Podríamos profundizar aquí en ciertos elementos de algún trauma de la infancia que puede llevar al fariseísmo. Para Karen Horney y Alice Millar, el niño que busca la admiración de los que le rodean fue muchas veces obligado a ser el soporte y el honor de su familia, y muchas veces fue responsable de sus hermanos. No es de extrañar que, más tarde, escogiera una profesión de ayuda, porque se siente obligado a portarse de manera tal que «apenas muestre lo que se espera de él y se identifique completamente con esa apariencia». Ese niño necesitará más tarde una cierta «grandeza» para vivir y una constante admiración por parte de los otros.
Ese adulto de corazón herido, engañado por el fariseísmo, podría a pesar de todo hundirse enseguida, dado que siempre está pendiente de la admiración de los otros, y esa admiración –siempre ligada a sus exhibiciones– puede desmoronarse de golpe.
Exteriormente, desde lo alto de la escalera de sus obras y de su perfección, el fariseo parece perfecto, poderoso, seguro de sí. Pero siempre tiene miedo de cometer un error y se siente débil, ansioso, inferior e impotente. Yo diría que la herida del fariseo hace que busque la grandeza y el poder para compensar su falta de confianza en Dios y su inseguridad, que le hacen buscar siempre los primeros lugares al lado de las personas influyentes y poderosas.
Helmut Jaschke escribe:
El deseo de poder es un sustituto del amor reprimido. El hombre que no puede gozar del mayor de los placeres, el de ser amado, compensa esa falta con el ejercicio del poder. Este último contiene siempre un elemento de venganza: como no me amáis, entonces os controlo 6.

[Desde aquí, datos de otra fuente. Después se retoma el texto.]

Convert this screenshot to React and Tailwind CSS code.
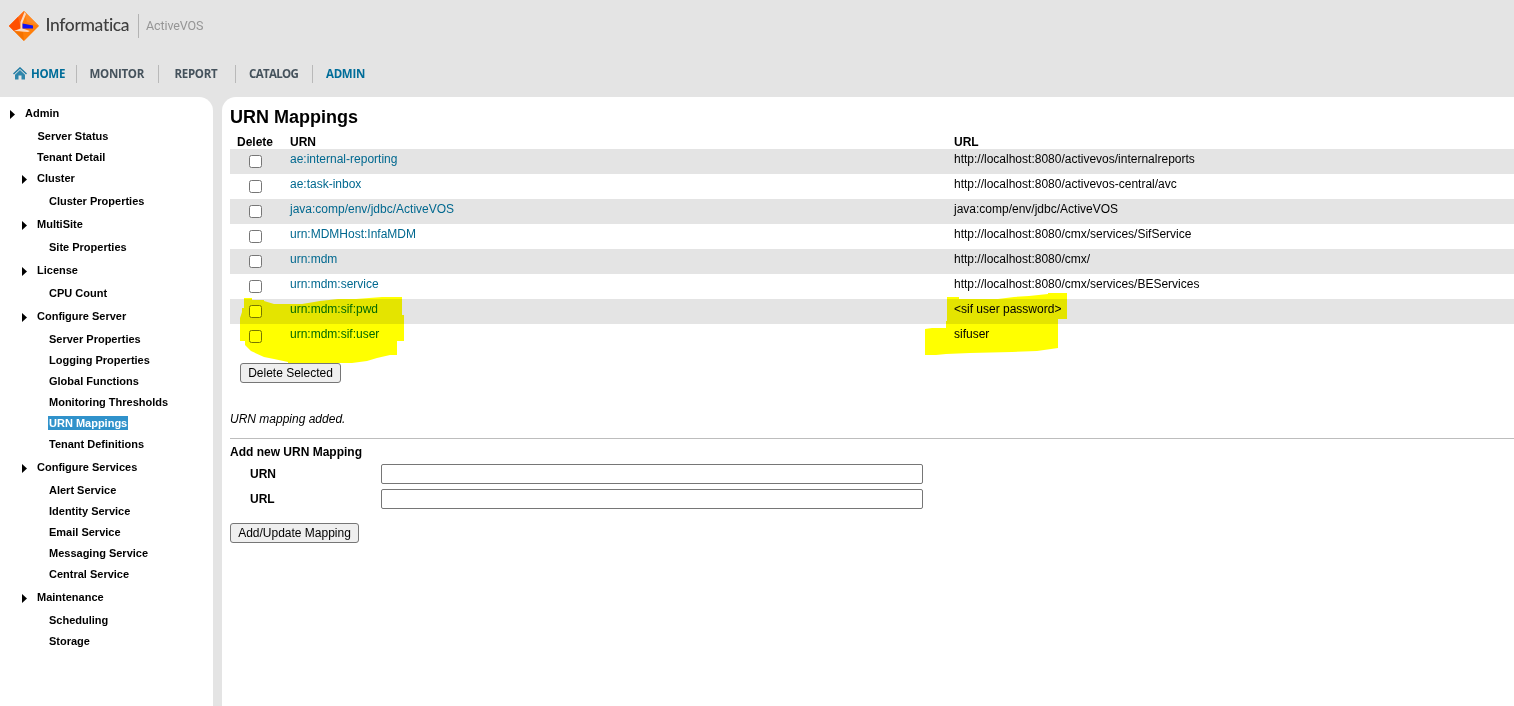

A su vez, Scott Peck, en su libro El mal y la mentira, nos da una imagen del espíritu de los fariseos:
Totalmente preocupados por proteger su imagen de perfección, se esfuerzan sin cesar en mantener una apariencia de pureza moral. Las palabras «imagen», «apariencia» y «exteriormente» son cruciales para comprenderlos. Su disfraz es muchas veces impenetrable. Trabajan mucho y se agotarán en el esfuerzo por proyectar y mantener la imagen de su moralidad. Solo hay un dolor que ellos no pueden soportar: el disgusto de constatar sus propios pecados y sus imperfecciones 7.
ACEPTAR EXPONERSE
El mayor obstáculo para la santidad es el orgullo espiritual y un cierto fariseísmo. Ciertas personas nunca quieren reconocer en sí mismas el mínimo trazo de debilidad. La vida de esas personas puede parecer exteriormente muy generosa, porque trabajan mucho y hacen grandes esfuerzos; pero están siempre algo tensas, hay en ellas algo de forzado, les falta versatilidad y compasión. Si no bajan, se encontrarán un día al borde del endurecimiento y de la ceguera espiritual. Es necesario aceptar exponerse, incluso a los ojos de los otros, como seres débiles y heridos, y al mismo tiempo entregados a la misericordia de Dios.
Es necesario bajar y no subir.
Es siempre abajo, en el corazón de nuestra debilidad, donde Dios nos espera. Por eso el discípulo que quiere seguir a Jesús debe también él bajar y aceptar su debilidad. Mientras nos opongamos a nuestra debilidad o la neguemos, Dios no puede actuar en nosotros.
Muchas veces nos apoyamos en nuestra energía natural, en nuestro temperamento voluntarioso, e intentamos subir la escalera de la perfección a partir de nuestra generosidad; todo eso puede durar un cierto tiempo, pero no es el camino de la santidad evangélica. Tenemos que rebajarnos y descender a nuestra pobreza para que el poder de Dios se derrame en nuestra debilidad.
NUESTRA PERLA PRECIOSA
En el fondo, el fariseo y el publicano combaten en cada uno de nosotros. El fariseo representa el camino de una perfección natural, y el publicano, los pasos por un camino propiamente cristiano, que es el de la conversión a través de la bajada a nuestra miseria.
No hay otro camino fuera de esa pequeña vía del descenso a la debilidad, que nos hará descubrir nuestra pobreza como la perla preciosa por la cual tenemos el coraje de vender todas nuestras riquezas para poseerla.